The Fair Labor Standards Act requires that wages be paid on the regular payday for the pay period covered.8U.S. Department of Labor. Handy Reference Guide to the Fair Labor Standards Act The FLSA itself doesn’t dictate how often you get paid (weekly, biweekly, monthly); pay frequency rules come from state law. But once a payday is established, your employer can’t delay it. Providing accurate bank details on your end helps avoid the kind of routing errors that could push your deposit past that deadline.

Fixing a Missing or Incorrect Deposit

If a deposit goes to the wrong account or doesn’t arrive at all, the problem usually traces back to one of two things: a typo in the routing or account number, or a timing issue during the prenote phase. When the receiving bank can’t match the account information, it sends the funds back using an ACH return code, and that return typically happens within two banking days of the original settlement date.

If the error was on the employer’s side, an erroneous deposit can be reversed, but the employer must initiate that reversal within five banking days of the original settlement date.9Nacha. ACH Network Rules – Reversals and Enforcement After that window closes, the employer can’t simply claw the money back through the ACH network and will need to work directly with you and the banks involved to resolve it.

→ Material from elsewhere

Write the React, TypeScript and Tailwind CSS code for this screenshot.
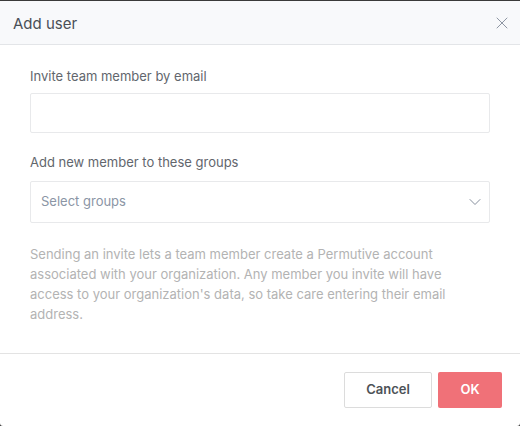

On your end, the fastest fix is to log into your employer’s payroll portal, verify every digit of your routing and account numbers, and confirm the account type is correct. A checking account number entered as savings (or the reverse) is one of the most common errors and will bounce the deposit just as surely as a wrong account number. If you spot the mistake after the pay cycle has already processed, contact your HR or payroll department immediately so they can flag the issue before the next cycle compounds it.